### [THE REQUEST]
Find each line holding the word "React" and give the total alone.
——
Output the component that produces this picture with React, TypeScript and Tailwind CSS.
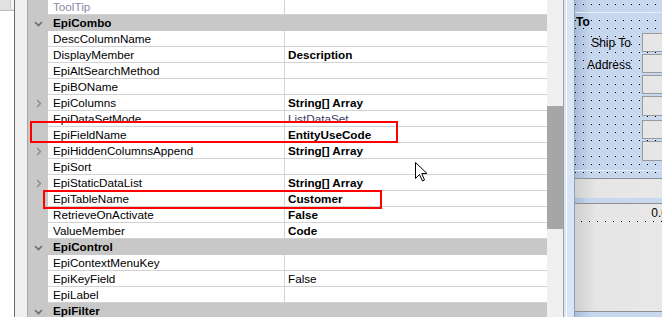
import React from "react"

type Row =
  | { kind: "cat"; name: string }
  | { kind: "prop"; name: string; value?: string; bold?: boolean; expand?: boolean; dim?: boolean; valueColor?: string }

const rows: Row[] = [
  { kind: "prop", name: "ToolTip", dim: true },
  { kind: "cat", name: "EpiCombo" },
  { kind: "prop", name: "DescColumnName" },
  { kind: "prop", name: "DisplayMember", value: "Description", bold: true },
  { kind: "prop", name: "EpiAltSearchMethod" },
  { kind: "prop", name: "EpiBOName" },
  { kind: "prop", name: "EpiColumns", value: "String[] Array", bold: true, expand: true },
  { kind: "prop", name: "EpiDataSetMode", value: "ListDataSet", valueColor: "text-[#3a3a5e]" },
  { kind: "prop", name: "EpiFieldName", value: "EntityUseCode", bold: true },
  { kind: "prop", name: "EpiHiddenColumnsAppend", value: "String[] Array", bold: true, expand: true },
  { kind: "prop", name: "EpiSort" },
  { kind: "prop", name: "EpiStaticDataList", value: "String[] Array", bold: true, expand: true },
  { kind: "prop", name: "EpiTableName", value: "Customer", bold: true },
  { kind: "prop", name: "RetrieveOnActivate", value: "False", bold: true },
  { kind: "prop", name: "ValueMember", value: "Code", bold: true },
  { kind: "cat", name: "EpiControl" },
  { kind: "prop", name: "EpiContextMenuKey" },
  { kind: "prop", name: "EpiKeyField", value: "False" },
  { kind: "prop", name: "EpiLabel" },
  { kind: "cat", name: "EpiFilter" },
]

function Chevron({ down }: { down?: boolean }) {
  return down ? (
    <svg width="9" height="6" viewBox="0 0 9 6" className="shrink-0">
      <polyline points="1,1 4.5,4.5 8,1" fill="none" stroke="#6b6b6b" strokeWidth="1.6" />
    </svg>
  ) : (
    <svg width="6" height="9" viewBox="0 0 6 9" className="shrink-0">
      <polyline points="1,1 4.5,4.5 1,8" fill="none" stroke="#8f8f8f" strokeWidth="1.5" />
    </svg>
  )
}

function PropertyGrid() {
  return (
    <div className="w-[519px] shrink-0 flex flex-col -mt-px bg-white">
      {rows.map((r, i) =>
        r.kind === "cat" ? (
          <div key={i} className="h-[16px] flex bg-[#c8c8c8]">
            <div className="w-[20px] flex items-center justify-center pl-[1px] pt-px">
              <Chevron down />
            </div>
            <span className="pl-[5px] font-bold text-black leading-[16px] whitespace-nowrap">{r.name}</span>
          </div>
        ) : (
          <div key={i} className="h-[16px] flex">
            <div className="w-[20px] bg-[#c8c8c8] flex items-center justify-center pl-[2px]">
              {r.expand && <Chevron />}
            </div>
            <div className={`w-[237px] border-b border-r border-[#d2d2d2] pl-[5px] leading-[16px] whitespace-nowrap ${r.dim ? "text-[#8a8aa6]" : "text-black"}`}>
              {r.name}
            </div>
            <div className={`flex-1 border-b border-[#d2d2d2] pl-[3px] leading-[16px] whitespace-nowrap ${r.bold ? "font-bold text-black" : r.valueColor ?? "text-black"}`}>
              {r.value}
            </div>
          </div>
        )
      )}
    </div>
  )
}

function Designer() {
  return (
    <div className="relative flex-1 h-full flex flex-col bg-gradient-to-r from-[#a9bcd8] via-[#c7d7ee] via-[18%] to-[#c8d8ef] text-[12px] text-black">
      <svg className="absolute inset-0 w-full h-full" aria-hidden>
        <defs>
          <pattern id="dots" x="0" y="4" width="8" height="8" patternUnits="userSpaceOnUse">
            <rect x="0" y="0" width="1" height="1" fill="#000" />
          </pattern>
        </defs>
        <rect x="0" y="0" width="100%" height="177" fill="url(#dots)" />
      </svg>

      <div className="h-[12px]" />
      <div className="relative h-px bg-[#e6edf8]" />
      <div className="relative h-[157px]">
        <span className="absolute left-[1px] top-[3px] font-bold">To</span>
        <span className="absolute right-[31px] top-[24px]">Ship To</span>
        <span className="absolute right-[31px] top-[46px]">Address</span>
        <div className="absolute left-[67px] top-[20px] flex flex-col gap-[2px]">
          {[19, 19, 19, 20, 19, 20].map((h, i) => (
            <div
              key={i}
              style={{ height: h }}
              className={`w-[30px] bg-[#e6e6e6] border border-[#9a9a9a] ${i === 4 ? "mt-[2px]" : ""}`}
            />
          ))}
        </div>
      </div>
      <div className="relative h-px bg-[#e6edf8]" />
      <div className="h-[7px]" />
      <div className="relative h-px bg-[#8e8e8e]" />
      <div className="relative h-[19px] bg-gradient-to-r from-[#cfcfcf] via-[#e6e6e6] via-[25%] to-[#e8e8e8]" />
      <div className="relative h-[5px]" />
      <div className="relative h-px bg-[#8e8e8e]" />
      <div className="relative h-[107px] flex flex-col bg-gradient-to-r from-[#cfcfcf] via-[#e6e6e6] via-[25%] to-[#e8e8e8]">
        <div className="h-[17px] flex items-center justify-end">
          <span className="pt-[1px] -mr-[6px] whitespace-nowrap">0.0</span>
        </div>
        <svg width="100%" height="1" className="block">
          <defs>
            <pattern id="hdots" x="6" y="0" width="8" height="1" patternUnits="userSpaceOnUse">
              <rect x="0" y="0" width="1" height="1" fill="#000" />
            </pattern>
          </defs>
          <rect x="0" y="0" width="100%" height="1" fill="url(#hdots)" />
        </svg>
      </div>
      <div className="relative h-px bg-[#8e8e8e]" />
    </div>
  )
}

export default function App() {
  return (
    <div className="relative w-[662px] h-[317px] overflow-hidden flex bg-white font-['Liberation_Sans',Arial,sans-serif] text-[11.7px] leading-none">
      {/* left toolbox edge */}
      <div className="w-[14px] shrink-0 flex flex-col">
        <div className="h-[11px] bg-[#e1e1e1] border-b border-[#bdbdbd] flex justify-end">
          <div className="w-[4px] h-[9px] bg-[#f6f6f6] border-l border-[#c9c9c9]" />
        </div>
        <div className="flex-1 bg-white" />
      </div>
      <div className="w-px shrink-0 bg-[#696969]" />
      <div className="w-[12px] shrink-0 bg-[#f0f0f0]" />
      <div className="w-px shrink-0 bg-[#a9a9a9]" />

      <PropertyGrid />

      {/* scrollbar */}
      <div className="w-[16px] shrink-0 bg-[#f0f0f0] flex flex-col">
        <div className="h-[106px]" />
        <div className="h-[123px] bg-[#a6a6a6]" />
      </div>
      <div className="w-px shrink-0 bg-[#a0a0a0]" />
      <div className="w-[10px] shrink-0 bg-[#dbe6f4] flex">
        <div className="w-[2px]" />
        <div className="w-px bg-white" />
      </div>
      <div className="w-px shrink-0 bg-[#8f9fb8]" />

      <Designer />

      {/* annotations */}
      <div className="absolute left-[30px] top-[121px] w-[368px] h-[22px] border-2 border-[#ff0000] pointer-events-none" />
      <div className="absolute left-[43px] top-[190px] w-[339px] h-[19px] border-2 border-[#ff0000] pointer-events-none" />

      {/* mouse cursor */}
      <svg className="absolute left-[415px] top-[162px]" width="13" height="20" viewBox="0 0 13 20">
        <path d="M0.5 0.5 L0.5 16.5 L4.5 12.5 L7.5 19 L9.5 18 L6.8 11.5 L12 11.5 Z" fill="#fff" stroke="#000" strokeWidth="1" />
      </svg>
    </div>
  )
}
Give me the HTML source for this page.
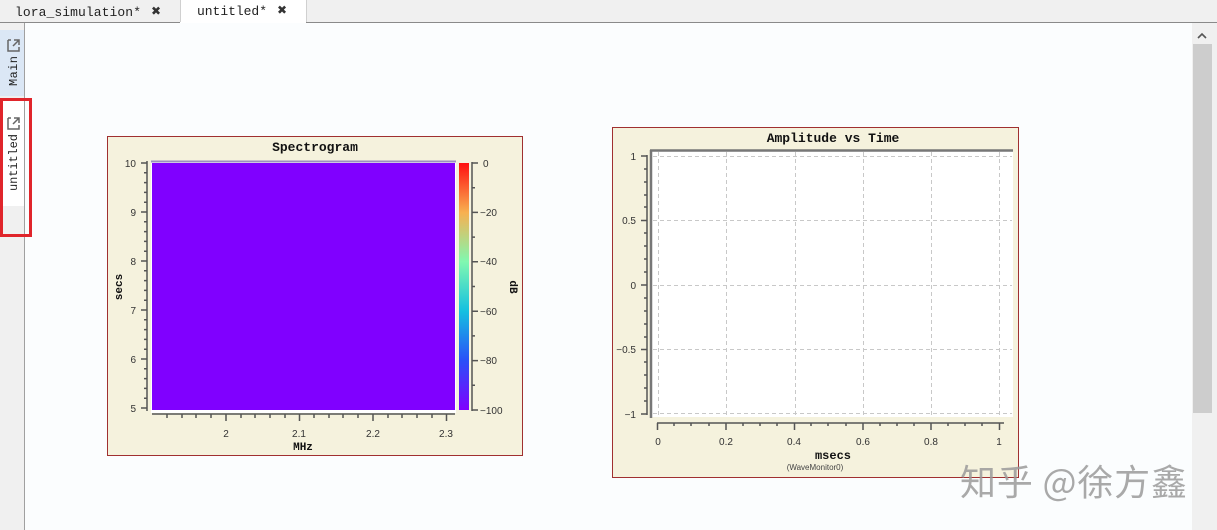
——
### [EXPECTED ANSWER]
2